Question

n identical light bulbs, each designed to draw power \( P \) from a certain voltage supply are joined in series across that supply. The total power which they will draw is:

• A. \( nP \)
• B. \( P \)
• C. \( \frac{P}{n} \)
• D. \( Pn^{-2} \)

Hint:

In a series circuit, the total power is the sum of the powers dissipated across all resistors (light bulbs in this case).

Answer 1

The Correct Option is C

To determine the total power drawn by \( n \) identical light bulbs connected in series, let's consider the following:

• Each bulb has a power rating of \( P \), which means when it is connected individually to the supply voltage, it would draw power \( P \).
• When bulbs are connected in series, the total voltage is divided among them.
• If \( V \) is the total voltage of the source, each bulb will receive a voltage of \( \frac{V}{n} \) because the total voltage is shared equally among the bulbs in series. 
• The power drawn by each bulb when connected in series is given by the formula for power: \( P = \frac{V^2}{R} \), where \( R \) is the resistance of one bulb.
• In series, the voltage across each bulb is \( \frac{V}{n} \), so the power across each bulb is:

\[\text{Power per bulb} = \left(\frac{V}{n}\right)^2 \times R\]

• The total power drawn by all \( n \) bulbs is:

\[\text{Total power} = n \times \left(\frac{V}{n}\right)^2 \times R = \frac{nV^2}{n^2R} = \frac{V^2}{nR}\]

• Since each bulb alone draws power \( P = \frac{V^2}{R} \), the expression for total power becomes:

\[\text{Total power} = \frac{P}{n}\]

Therefore, the total power drawn by the bulbs when connected in series is \( \frac{P}{n} \).

Answer 2

In a series circuit, the current through each light bulb is the same.
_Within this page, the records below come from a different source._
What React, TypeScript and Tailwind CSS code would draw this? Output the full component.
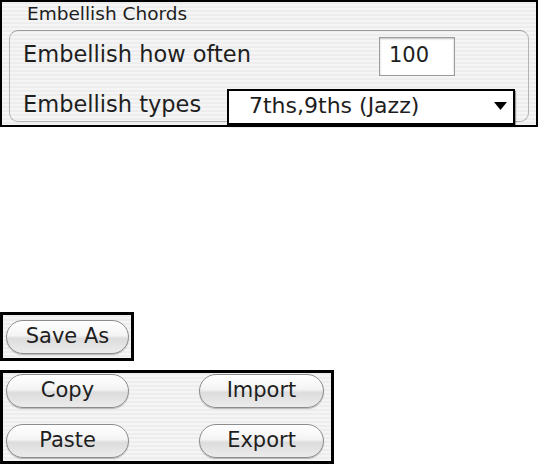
import React from "react";

const stripes =
  "bg-[repeating-linear-gradient(180deg,#ededed_0px,#ededed_2px,#f5f5f5_2px,#f5f5f5_4px)]";

const Pill = ({ label, className = "" }: { label: string; className?: string }) => (
  <button
    className={`h-[34px] w-[123px] rounded-full border border-[#8d8d8d] bg-[linear-gradient(180deg,#ffffff_0%,#f4f4f4_45%,#dcdcdc_55%,#ececec_100%)] shadow-[0_1px_1px_rgba(0,0,0,0.25)] text-[21px] leading-none text-[#1e1e1e] pb-[1px] ${className}`}
  >
    {label}
  </button>
);

export default function App() {
  return (
    <div className="w-[538px] h-[469px] bg-white font-['DejaVu_Sans',sans-serif] text-[#1e1e1e]">
      <div className={`h-[127px] border-2 border-black ${stripes} px-[7px]`}>
        <div className="pl-[18px] text-[18.5px] leading-[24px]">Embellish Chords</div>
        <div className="mt-[4px] h-[92px] rounded-[9px] border border-[#b4b4b4] border-t-[#9a9a9a] pl-[13px] pr-[12px] pt-[6px]">
          <div className="flex items-center justify-between h-[39px]">
            <span className="text-[22.5px] mb-[4px]">Embellish how often</span>
            <div className="mr-[61px] h-[39px] w-[76px] border border-[#9c9c9c] bg-white shadow-[inset_0_1px_2px_rgba(0,0,0,0.25)] pl-[9px] pb-[2px] flex items-center text-[21px]">
              100
            </div>
          </div>
          <div className="mt-[12px] flex items-center justify-between">
            <span className="text-[22.5px] mb-[5px]">Embellish types</span>
            <div className="mr-[1px] h-[36px] w-[288px] border-2 border-black bg-white shadow-[1px_2px_1px_rgba(0,0,0,0.35)] flex items-center justify-between pl-[20px] pr-[6px] pb-[4px] text-[22px]">
              <span>7ths,9ths (Jazz)</span>
              <svg width="13" height="8" viewBox="0 0 13 8" className="mt-[2px]">
                <polygon points="0,0 13,0 6.5,8" fill="#000" />
              </svg>
            </div>
          </div>
        </div>
      </div>

      <div className="h-[185px]" />

      <div className={`w-[134px] h-[49px] border-[3px] border-black ${stripes} flex items-center pl-[3px]`}>
        <Pill label="Save As" />
      </div>

      <div className={`mt-[9px] w-[334px] h-[94px] border-[3px] border-black ${stripes} pl-[3px] pt-[1px] flex flex-col gap-[16px]`}>
        <div className="flex justify-between pr-[7px]">
          <Pill label="Copy" />
          <Pill label="Import" className="w-[125px]" />
        </div>
        <div className="flex justify-between pr-[7px]">
          <Pill label="Paste" />
          <Pill label="Export" className="w-[125px]" />
        </div>
      </div>
    </div>
  );
}
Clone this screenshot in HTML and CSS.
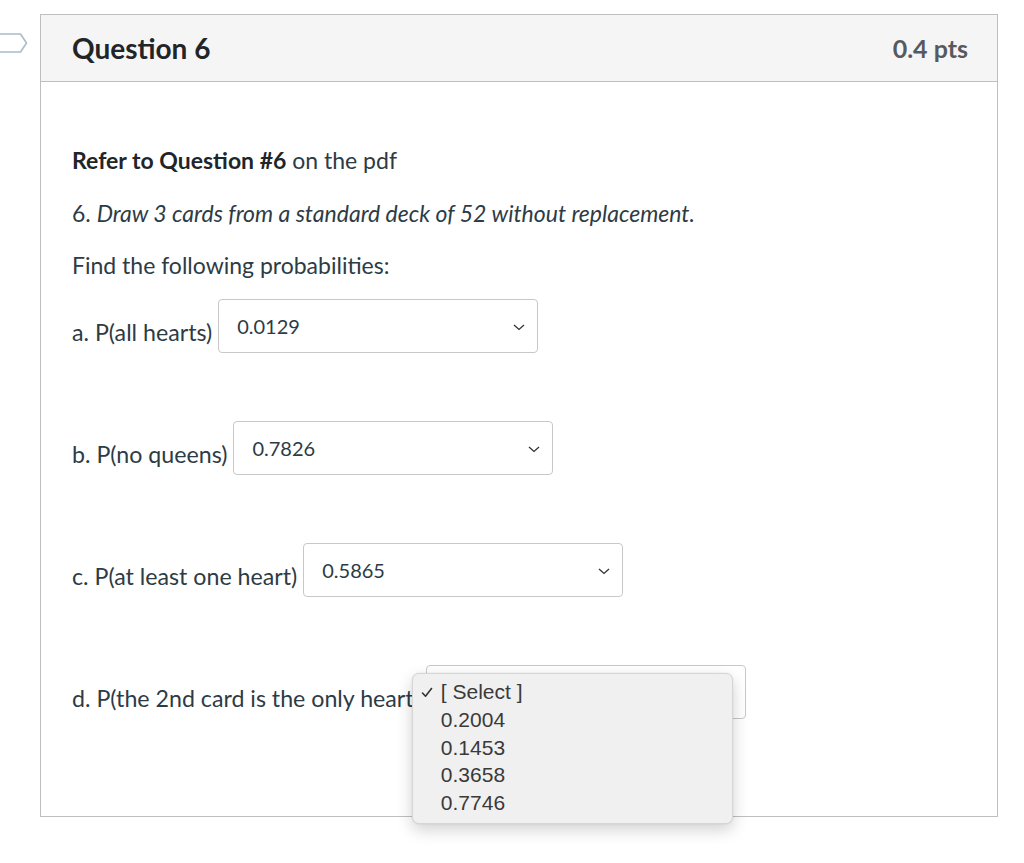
FILE: index.html
```html
<!DOCTYPE html>
<html lang="en">
<head>
<meta charset="utf-8">
<title>Question 6</title>
<link rel="stylesheet" href="styles.css">
</head>
<body>
<div class="page">
  <div class="flag-col">
    <svg class="flag" width="30" height="22" viewBox="0 0 30 22">
      <path d="M-4 2 H20.5 L26.5 11 L20.5 20 H-4" fill="none" stroke="#a9bccc" stroke-width="1.6" stroke-linejoin="round"/>
    </svg>
  </div>
  <div class="card">
    <div class="card-header">
      <h2 class="title">Question 6</h2>
      <span class="pts">0.4 pts</span>
    </div>
    <div class="card-body">
      <p class="para"><strong>Refer to Question #6</strong> on the pdf</p>
      <p class="para">6. <em>Draw 3 cards from a standard deck of 52 without replacement.</em></p>
      <p class="para last">Find the following probabilities:</p>

      <div class="rows">
        <div class="row">
          <span class="label">a. P(all hearts)</span>
          <div class="select">
            <span class="value">0.0129</span>
            <svg class="chev" width="12" height="7" viewBox="0 0 12 7"><path d="M1 1 L6 5.5 L11 1" fill="none" stroke="#333" stroke-width="1.3"/></svg>
          </div>
        </div>
        <div class="row">
          <span class="label">b. P(no queens)</span>
          <div class="select">
            <span class="value">0.7826</span>
            <svg class="chev" width="12" height="7" viewBox="0 0 12 7"><path d="M1 1 L6 5.5 L11 1" fill="none" stroke="#333" stroke-width="1.3"/></svg>
          </div>
        </div>
        <div class="row">
          <span class="label">c. P(at least one heart)</span>
          <div class="select">
            <span class="value">0.5865</span>
            <svg class="chev" width="12" height="7" viewBox="0 0 12 7"><path d="M1 1 L6 5.5 L11 1" fill="none" stroke="#333" stroke-width="1.3"/></svg>
          </div>
        </div>
        <div class="row">
          <span class="label">d. P(the 2nd card is the only heart)</span>
          <div class="select open">
            <span class="value"></span>
            <svg class="chev" width="12" height="7" viewBox="0 0 12 7"><path d="M1 1 L6 5.5 L11 1" fill="none" stroke="#333" stroke-width="1.3"/></svg>
            <ul class="menu">
              <li class="opt checked"><svg class="check" width="12" height="11" viewBox="0 0 12 11"><path d="M1.5 6 L4.5 9.2 L10.5 1.5" fill="none" stroke="#333" stroke-width="1.6" stroke-linecap="round" stroke-linejoin="round"/></svg>[ Select ]</li>
              <li class="opt">0.2004</li>
              <li class="opt">0.1453</li>
              <li class="opt">0.3658</li>
              <li class="opt">0.7746</li>
            </ul>
          </div>
        </div>
      </div>
    </div>
  </div>
</div>
</body>
</html>
```
FILE: styles.css
```css
html, body {
  margin: 0;
  padding: 0;
  background: #ffffff;
}

body {
  font-family: Lato, "Noto Sans", sans-serif;
  color: #2d3b45;
}

.page {
  display: flex;
  align-items: flex-start;
  padding-top: 14px;
  padding-bottom: 40px;
  width: 998px;
}

.flag-col {
  width: 40px;
  flex: 0 0 40px;
  padding-top: 18px;
}

.flag {
  display: block;
}

.card {
  position: relative;
  flex: 1;
  border: 1px solid #bfbfbf;
  box-sizing: border-box;
  height: 803px;
}

.card-header {
  display: flex;
  align-items: center;
  justify-content: space-between;
  height: 66px;
  padding: 0 29px 0 31px;
  background: #f5f5f5;
  border-bottom: 1px solid #bfbfbf;
}

.title {
  margin: 0;
  font-size: 28px;
  font-weight: 700;
  color: #1f2529;
}

.pts {
  font-size: 25px;
  font-weight: 700;
  color: #565a5e;
}

.card-body {
  padding: 63px 31px 0 31px;
}

.para {
  margin: 0 0 22.5px 0;
  font-size: 23px;
  line-height: 30px;
  color: #2d3b45;
}

.para strong {
  font-weight: 700;
  color: #1f2529;
}

.para.last {
  margin-bottom: 19px;
}

.rows {
  display: flex;
  flex-direction: column;
  gap: 68px;
}

.row {
  display: flex;
  align-items: center;
}

.label {
  font-size: 23.2px;
  line-height: 30px;
  padding-top: 12px;
  margin-right: 6px;
  white-space: nowrap;
  color: #2d3b45;
}

.select {
  position: relative;
  display: flex;
  align-items: center;
  justify-content: space-between;
  box-sizing: border-box;
  width: 320px;
  height: 54px;
  padding: 0 12px 0 18px;
  border: 1px solid #c8c8c8;
  border-radius: 4px;
  background: #fff;
}

.value {
  font-size: 20px;
  color: #2d3b45;
}

.chev {
  display: block;
  margin-top: 2px;
}

.menu {
  position: absolute;
  left: -15px;
  top: 7px;
  width: 321px;
  height: 151px;
  box-sizing: border-box;
  margin: 0;
  padding: 4px 0 0 28px;
  list-style: none;
  background: #f0f0f0;
  border: 1px solid #d6d6d6;
  border-radius: 7px;
  box-shadow: 0 6px 16px rgba(0, 0, 0, 0.18), 0 0 2px rgba(0, 0, 0, 0.1);
  z-index: 10;
}

.opt {
  position: relative;
  font-family: "Liberation Sans", Arial, sans-serif;
  font-size: 21px;
  line-height: 27.75px;
  color: #3a3a3a;
}

.check {
  position: absolute;
  left: -20px;
  top: 9px;
}
```
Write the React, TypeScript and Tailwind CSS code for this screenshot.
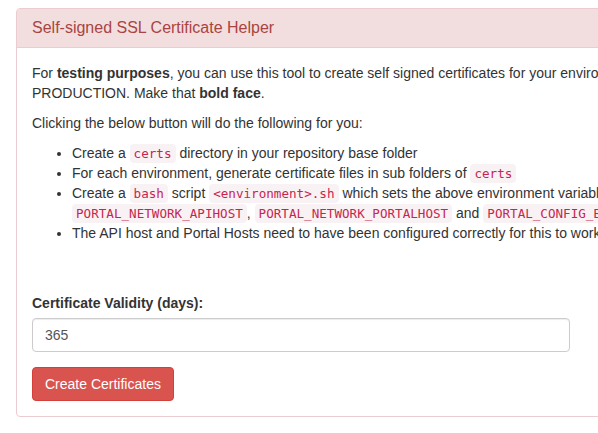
import React from 'react'

function Code({ children }: { children: React.ReactNode }) {
  return (
    <code className="rounded-[4px] bg-[#f9f2f4] px-[4px] py-[2px] text-[12.6px] leading-[14px] text-[#c7254e] [font-family:'DejaVu_Sans_Mono',monospace]">
      {children}
    </code>
  )
}

export default function App() {
  return (
    <div className="h-[433px] w-[598px] overflow-hidden bg-white text-[14px] leading-[20px] text-[#333] [font-family:'Liberation_Sans',Arial,sans-serif]">
      <div className="ml-[16px] mt-[8px] w-[900px] rounded-[4px] border border-[#ebccd1]">
        <div className="rounded-t-[3px] border-b border-[#ebccd1] bg-[#f2dede] px-[15px] py-[10px]">
          <h3 className="text-[16px] leading-[18px] font-medium text-[#a94442]">Self-signed SSL Certificate Helper</h3>
        </div>
        <div className="p-[15px]">
          <p className="mb-[10px]">
            For <b>testing purposes</b>, you can use this tool to create self signed certificates for your environments. DO NOT USE THEM IN
            <br />
            PRODUCTION. Make that <b>bold face</b>.
          </p>
          <p className="mb-[10px]">Clicking the below button will do the following for you:</p>
          <ul className="mb-[10px] list-disc pl-[40px]">
            <li>
              Create a <Code>certs</Code> directory in your repository base folder
            </li>
            <li>
              For each environment, generate certificate files in sub folders of <Code>certs</Code>
            </li>
            <li>
              Create a <Code>bash</Code> script <Code>&lt;environment&gt;.sh</Code> which sets the above environment variables
              <br />
              <Code>PORTAL_NETWORK_APIHOST</Code>, <Code>PORTAL_NETWORK_PORTALHOST</Code> and <Code>PORTAL_CONFIG_BASE</Code>
            </li>
            <li>The API host and Portal Hosts need to have been configured correctly for this to work.</li>
          </ul>
          <div className="h-[40px]" />
          <div className="mb-[15px]">
            <label className="mb-[5px] block font-bold">Certificate Validity (days):</label>
            <input
              className="block h-[34px] w-[538px] rounded-[4px] border border-[#ccc] px-[12px] py-[6px] text-[14px] text-[#555] shadow-[inset_0_1px_1px_rgba(0,0,0,0.075)] outline-none"
              defaultValue="365"
            />
          </div>
          <button className="rounded-[4px] border border-[#d43f3a] bg-[#d9534f] px-[12px] py-[6px] text-[14px] leading-[20px] text-white">
            Create Certificates
          </button>
        </div>
      </div>
    </div>
  )
}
The total resistance \( R_{\text{total}} \) is the sum of the individual resistances \( R_{\text{individual}} \) of each bulb. The power drawn by each bulb is \( P = \frac{V^2}{R_{\text{individual}}} \), and the total power is: \[ P_{\text{total}} = \frac{V^2}{R_{\text{total}}} \] Since the total resistance in series is \( R_{\text{total}} = nR_{\text{individual}} \), the total power becomes: \[ P_{\text{total}} = \frac{P}{n} \]